Clark Pinnock has argued for this position in A Wideness in God's Mercy: The Finality of Jesus Christ in a World of Religions.
5. If one has to believe specifically in Jesus Christ in order to be saved, the next question is what must one believe about him?
a. Must one acknowledge that he is co-equal and co-eternal with God the Father or may one believe that he is somehow a notch below God the Father, albeit still divine. Virtually all evangelicals would say the former because this debate was fought in the early church and Athanasius defeated Arius(see here ).
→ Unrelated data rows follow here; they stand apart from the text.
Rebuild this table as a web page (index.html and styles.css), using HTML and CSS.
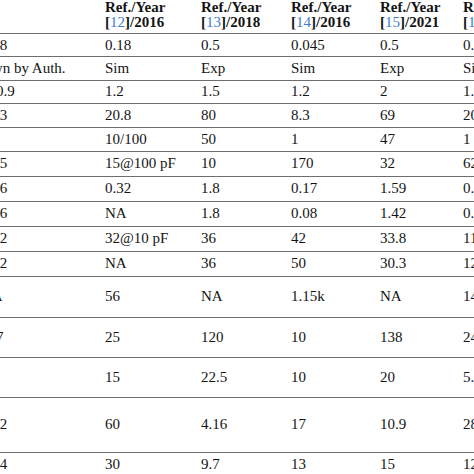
FILE: index.html
```html
<!DOCTYPE html>
<html>
<head>
<meta charset="utf-8">
<link rel="stylesheet" href="styles.css">
</head>
<body>
<div class="viewport">
  <div class="table">
    <div class="row head">
      <div class="cell"></div>
      <div class="cell"><div class="h">Ref./Year<br>[<span class="ref">12</span>]/2016</div></div>
      <div class="cell"><div class="h">Ref./Year<br>[<span class="ref">13</span>]/2018</div></div>
      <div class="cell"><div class="h">Ref./Year<br>[<span class="ref">14</span>]/2016</div></div>
      <div class="cell"><div class="h">Ref./Year<br>[<span class="ref">15</span>]/2021</div></div>
      <div class="cell"><div class="h">Ref./Year<br>[<span class="ref">16</span>]/2019</div></div>
    </div>
    <div class="row r1"><div class="cell">0.18</div><div class="cell">0.18</div><div class="cell">0.5</div><div class="cell">0.045</div><div class="cell">0.5</div><div class="cell">0.18</div></div>
    <div class="row r1"><div class="cell">Own by Auth.</div><div class="cell">Sim</div><div class="cell">Exp</div><div class="cell">Sim</div><div class="cell">Exp</div><div class="cell">Sim</div></div>
    <div class="row r1"><div class="cell">100.9</div><div class="cell">1.2</div><div class="cell">1.5</div><div class="cell">1.2</div><div class="cell">2</div><div class="cell">1.8</div></div>
    <div class="row r1"><div class="cell">28.3</div><div class="cell">20.8</div><div class="cell">80</div><div class="cell">8.3</div><div class="cell">69</div><div class="cell">20</div></div>
    <div class="row r2"><div class="cell"></div><div class="cell">10/100</div><div class="cell">50</div><div class="cell">1</div><div class="cell">47</div><div class="cell">1</div></div>
    <div class="row r3"><div class="cell">22.5</div><div class="cell">15@100 pF</div><div class="cell">10</div><div class="cell">170</div><div class="cell">32</div><div class="cell">62</div></div>
    <div class="row r3"><div class="cell">0.26</div><div class="cell">0.32</div><div class="cell">1.8</div><div class="cell">0.17</div><div class="cell">1.59</div><div class="cell">0.5</div></div>
    <div class="row r3"><div class="cell">0.26</div><div class="cell">NA</div><div class="cell">1.8</div><div class="cell">0.08</div><div class="cell">1.42</div><div class="cell">0.6</div></div>
    <div class="row r3"><div class="cell">31.2</div><div class="cell">32@10 pF</div><div class="cell">36</div><div class="cell">42</div><div class="cell">33.8</div><div class="cell">110</div></div>
    <div class="row r3"><div class="cell">31.2</div><div class="cell">NA</div><div class="cell">36</div><div class="cell">50</div><div class="cell">30.3</div><div class="cell">120</div></div>
    <div class="row r4"><div class="cell">NA</div><div class="cell">56</div><div class="cell">NA</div><div class="cell">1.15k</div><div class="cell">NA</div><div class="cell">140</div></div>
    <div class="row r5"><div class="cell">127</div><div class="cell">25</div><div class="cell">120</div><div class="cell">10</div><div class="cell">138</div><div class="cell">240</div></div>
    <div class="row r5"><div class="cell"></div><div class="cell">15</div><div class="cell">22.5</div><div class="cell">10</div><div class="cell">20</div><div class="cell">5.2</div></div>
    <div class="row r6"><div class="cell">41.2</div><div class="cell">60</div><div class="cell">4.16</div><div class="cell">17</div><div class="cell">10.9</div><div class="cell">28</div></div>
    <div class="row r7"><div class="cell">12.4</div><div class="cell">30</div><div class="cell">9.7</div><div class="cell">13</div><div class="cell">15</div><div class="cell">12</div></div>
  </div>
</div>
</body>
</html>
```
FILE: styles.css
```css
html, body {
  margin: 0;
  padding: 0;
  background: #ffffff;
}
.viewport {
  width: 474px;
  height: 474px;
  overflow: hidden;
}
.table {
  margin-left: -19px;
  width: 600px;
  font-family: "Liberation Serif", "Times New Roman", serif;
  font-size: 15px;
  color: #141414;
}
.row {
  display: grid;
  grid-template-columns: 124px 96px 90px 89px 83px 100px;
  align-items: center;
  box-sizing: border-box;
  border-bottom: 1.5px solid #6e6e6e;
  white-space: nowrap;
}
.head {
  height: 34px;
  align-items: start;
}
.h {
  font-weight: bold;
  line-height: 15px;
}
.ref {
  color: #3d7ec6;
  font-weight: normal;
}
.r1 { height: 23.4px; }
.r2 { height: 24.3px; }
.r3 { height: 25px; }
.r4 { height: 41px; }
.r5 { height: 40px; }
.r6 { height: 55px; }
.r7 { height: 24px; border-bottom: none; }
```
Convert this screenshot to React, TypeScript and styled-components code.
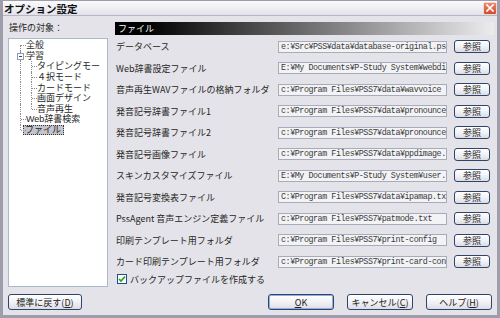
import React from 'react';
import styled, { createGlobalStyle, css } from 'styled-components';

const jp = `"Noto Sans CJK JP", "Noto Sans", sans-serif`;
const treeFont = `"Liberation Sans", "Noto Sans CJK JP", sans-serif`;
const mono = `"Liberation Mono", "Noto Sans CJK JP", monospace`;

const GlobalStyle = createGlobalStyle`
  html, body { margin: 0; padding: 0; background: #e4e3e9; }
  body { width: 500px; height: 318px; overflow: hidden; }
  * { box-sizing: border-box; }
`;

const Window = styled.div`
  width: 500px;
  height: 318px;
  display: flex;
  flex-direction: column;
  background: #e4e3e9;
  border: 3px solid #9e9dab;
  border-top: 1px solid #9e9dab;
  font-family: ${jp};
  font-size: 9px;
  color: #262626;
`;

const TitleBar = styled.div`
  height: 15px;
  flex: none;
  display: flex;
  align-items: center;
  padding-left: 1px;
  background: linear-gradient(#fbfbfd, #e2e2ea);
  border-bottom: 1px solid #b6b6c2;
`;

const TitleText = styled.span`
  font-weight: bold;
  font-size: 10.5px;
  color: #111;
`;

const CloseButton = styled.div`
  margin-left: auto;
  width: 14px;
  height: 13px;
  border-radius: 2px;
  border: 1px solid #f2d6cf;
  background: linear-gradient(#e88a70, #d04a2c);
  display: flex;
  align-items: center;
  justify-content: center;
`;

const Body = styled.div`
  flex: 1;
  display: grid;
  grid-template-columns: 100px 1fr;
  grid-template-rows: 1fr 16px;
  column-gap: 7px;
  row-gap: 7px;
  padding: 6px 3px 5px 5px;
  min-height: 0;
`;

const LeftColumn = styled.div`
  display: flex;
  flex-direction: column;
  min-height: 0;
`;

const SectionLabel = styled.div`
  height: 16px;
  line-height: 12px;
  padding-left: 1px;
  flex: none;
`;

const TreeBox = styled.div`
  flex: 1;
  background: #fff;
  border: 1px solid #a9b8cc;
  padding-top: 1px;
  overflow: hidden;
  font-family: ${treeFont};
`;

const TreeRow = styled.div`
  height: 10.6px;
  display: flex;
  align-items: stretch;
  padding-left: 6px;
  white-space: nowrap;
`;

type VLine = 'full' | 'top' | 'bottom' | 'none';

const Guide = styled.div<{ $v: VLine; $h?: boolean }>`
  width: 11px;
  flex: none;
  position: relative;
  &::before {
    content: '';
    position: absolute;
    left: 5px;
    border-left: 1px dotted #8c8c8c;
    ${(p) =>
      p.$v === 'none'
        ? css`display: none;`
        : p.$v === 'full'
        ? css`top: 0; bottom: 0;`
        : p.$v === 'top'
        ? css`top: 0; height: 50%;`
        : css`top: 50%; bottom: 0;`}
  }
  &::after {
    content: '';
    position: absolute;
    left: 6px;
    right: 0;
    top: 50%;
    border-top: 1px dotted #8c8c8c;
    display: ${(p) => (p.$h ? 'block' : 'none')};
  }
`;

const Expander = styled.span`
  position: absolute;
  left: 2px;
  top: 50%;
  margin-top: -3px;
  width: 7px;
  height: 7px;
  border: 1px solid #8d9fb8;
  background: #fff;
  z-index: 1;
  &::after {
    content: '';
    position: absolute;
    left: 1px;
    right: 1px;
    top: 2px;
    border-top: 1px solid #444;
  }
`;

const TreeLabel = styled.span<{ $selected?: boolean }>`
  display: flex;
  align-items: center;
  line-height: 10px;
  ${(p) =>
    p.$selected &&
    css`
      margin-left: -3px;
      padding: 0 3px 0 2px;
      background: #c4c4cc;
      outline: 1px dotted #333;
      outline-offset: -1px;
    `}
`;

const RightColumn = styled.div`
  display: flex;
  flex-direction: column;
  min-height: 0;
`;

const Header = styled.div`
  height: 13px;
  flex: none;
  line-height: 13px;
  padding-left: 3px;
  color: #fff;
  background: linear-gradient(to right, #000 0%, #000 8%, #ececef 100%);
`;

const Rows = styled.div`
  margin-top: 1px;
  display: flex;
  flex-direction: column;
`;

const Row = styled.div`
  height: 21.5px;
  display: grid;
  grid-template-columns: 155px 169px 36px;
  column-gap: 7px;
  align-items: center;
  padding-left: 1px;
`;

const RowLabel = styled.span`
  white-space: nowrap;
`;

const PathField = styled.div`
  height: 12px;
  border: 1px solid #a5acbb;
  background: #f3f3f6;
  font-family: ${mono};
  font-size: 8.4px;
  letter-spacing: -0.45px;
  line-height: 10px;
  padding: 0 2px;
  white-space: nowrap;
  overflow: hidden;
  color: #3a3a3a;
`;

const XpButton = styled.button<{ $width?: number; $default?: boolean }>`
  width: ${(p) => (p.$width ? `${p.$width}px` : '100%')};
  height: 100%;
  padding: 0;
  margin: 0;
  border: 1px solid #2f4468;
  border-radius: 3px;
  background: linear-gradient(#ffffff 0%, #f2f2f6 50%, #dcdce4 100%);
  font-family: ${jp};
  font-size: 9px;
  color: #222;
  display: flex;
  align-items: center;
  justify-content: center;
  box-shadow: ${(p) => (p.$default ? 'inset 0 0 0 1px #8fb0e6' : 'none')};
  u { text-decoration: underline; }
`;

const BrowseButton = styled(XpButton)`
  height: 13px;
`;

const CheckRow = styled.label`
  height: 13px;
  display: flex;
  align-items: center;
  gap: 3px;
  padding-left: 2px;
`;

const CheckBox = styled.span`
  width: 10px;
  height: 10px;
  border: 1px solid #1f4f82;
  background: #fff;
  display: flex;
  align-items: center;
  justify-content: center;
`;

const FooterRight = styled.div`
  display: flex;
  justify-content: flex-end;
  gap: 13px;
  padding-right: 2px;
`;

type TreeItem = {
  label: string;
  guides: { v: VLine; h?: boolean; exp?: boolean }[];
  selected?: boolean;
};

const tree: TreeItem[] = [
  { label: '全般', guides: [{ v: 'bottom', h: true }] },
  { label: '学習', guides: [{ v: 'full', h: true, exp: true }] },
  { label: 'タイピングモー', guides: [{ v: 'full' }, { v: 'full', h: true }] },
  { label: '４択モード', guides: [{ v: 'full' }, { v: 'full', h: true }] },
  { label: 'カードモード', guides: [{ v: 'full' }, { v: 'full', h: true }] },
  { label: '画面デザイン', guides: [{ v: 'full' }, { v: 'full', h: true }] },
  { label: '音声再生', guides: [{ v: 'full' }, { v: 'top', h: true }] },
  { label: 'Web辞書検索', guides: [{ v: 'full', h: true }] },
  { label: 'ファイル', guides: [{ v: 'top', h: true }], selected: true },
];

const rows: [string, string][] = [
  ['データベース', 'e:¥Src¥PSS¥data¥database-original.ps'],
  ['Web辞書設定ファイル', 'E:¥My Documents¥P-Study System¥webdi'],
  ['音声再生WAVファイルの格納フォルダ', 'c:¥Program Files¥PSS7¥data¥wavvoice'],
  ['発音記号辞書ファイル1', 'c:¥Program Files¥PSS7¥data¥pronounce'],
  ['発音記号辞書ファイル2', 'c:¥Program Files¥PSS7¥data¥pronounce'],
  ['発音記号画像ファイル', 'c:¥Program Files¥PSS7¥data¥ppdimage.'],
  ['スキンカスタマイズファイル', 'E:¥My Documents¥P-Study System¥user.'],
  ['発音記号変換表ファイル', 'C:¥Program Files¥PSS7¥data¥ipamap.tx'],
  ['PssAgent 音声エンジン定義ファイル', 'c:¥Program Files¥PSS7¥patmode.txt'],
  ['印刷テンプレート用フォルダ', 'c:¥Program Files¥PSS7¥print-config'],
  ['カード印刷テンプレート用フォルダ', 'c:¥Program Files¥PSS7¥print-card-con'],
];

export default function App() {
  return (
    <>
      <GlobalStyle />
      <Window>
        <TitleBar>
          <TitleText>オプション設定</TitleText>
          <CloseButton>
            <svg width="8" height="8" viewBox="0 0 8 8">
              <path d="M1 1 L7 7 M7 1 L1 7" stroke="#fff" strokeWidth="1.6" strokeLinecap="square" />
            </svg>
          </CloseButton>
        </TitleBar>
        <Body>
          <LeftColumn>
            <SectionLabel>操作の対象：</SectionLabel>
            <TreeBox>
              {tree.map((item) => (
                <TreeRow key={item.label}>
                  {item.guides.map((g, i) => (
                    <Guide key={i} $v={g.v} $h={g.h}>
                      {g.exp && <Expander />}
                    </Guide>
                  ))}
                  <TreeLabel $selected={item.selected}>{item.label}</TreeLabel>
                </TreeRow>
              ))}
            </TreeBox>
          </LeftColumn>
          <RightColumn>
            <Header>ファイル</Header>
            <Rows>
              {rows.map(([label, path]) => (
                <Row key={label}>
                  <RowLabel>{label}</RowLabel>
                  <PathField>{path}</PathField>
                  <BrowseButton>参照</BrowseButton>
                </Row>
              ))}
              <CheckRow>
                <CheckBox>
                  <svg width="8" height="8" viewBox="0 0 8 8">
                    <path d="M1 4 L3 6 L7 1.5" stroke="#21a121" strokeWidth="1.6" fill="none" />
                  </svg>
                </CheckBox>
                バックアップファイルを作成する
              </CheckRow>
            </Rows>
          </RightColumn>
          <XpButton $width={74}>
            標準に戻す(<u>D</u>)
          </XpButton>
          <FooterRight>
            <XpButton $width={66} $default>
              <u>O</u>K
            </XpButton>
            <XpButton $width={66}>
              キャンセル(<u>C</u>)
            </XpButton>
            <XpButton $width={66}>
              ヘルプ(<u>H</u>)
            </XpButton>
          </FooterRight>
        </Body>
      </Window>
    </>
  );
}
But why was there a dispute in the first place if the Scripture is perspicuous? And was Arius some evil man who denied the Bible? No, he was following what he honestly thought the Scriptures taught.
b. While evangelicals pretty much insist that one accept the full deity of Jesus in order to be saved, there is still disagreement among themselves as to what happened to the deity of Christ during the incarnation. Some say he laid aside some of those attributes, which in effect would make him not deity during his time on earth.
Other evangelicals would insist that he merely laid aside the use of those attributes, albeit, still possessing them. Granted, the more educated evangelicals seem to agree that he did not lay aside any of his attributes, but the popular exposition of the subject by many preachers claim that Jesus did all of his miracles not by his own power but as an ordinary man aided by the power of the Holy Spirit (for example, John R. Rice, Commentary on Luke and many charismatic preachers). Can a person be "really saved" if he/she has that view of Jesus Christ?
So, there you have it. The Bible is crystal clear on how one is to be saved. Anyone can just pick up a Bible start reading and “get saved.” Yeah, right. I have to agree with the Ethiopian eunuch when Philip approached him in Acts 8:30-31:
Philip ran up and heard him reading Isaiah the prophet, and said, "Do you understand what you are reading?" And he said, "Well, how could I, unless someone guides me?"
It seems to me that if the Bible were really the Word of God, it would be clear and unambiguous throughout but at the very least it would be plain on how one is to be saved.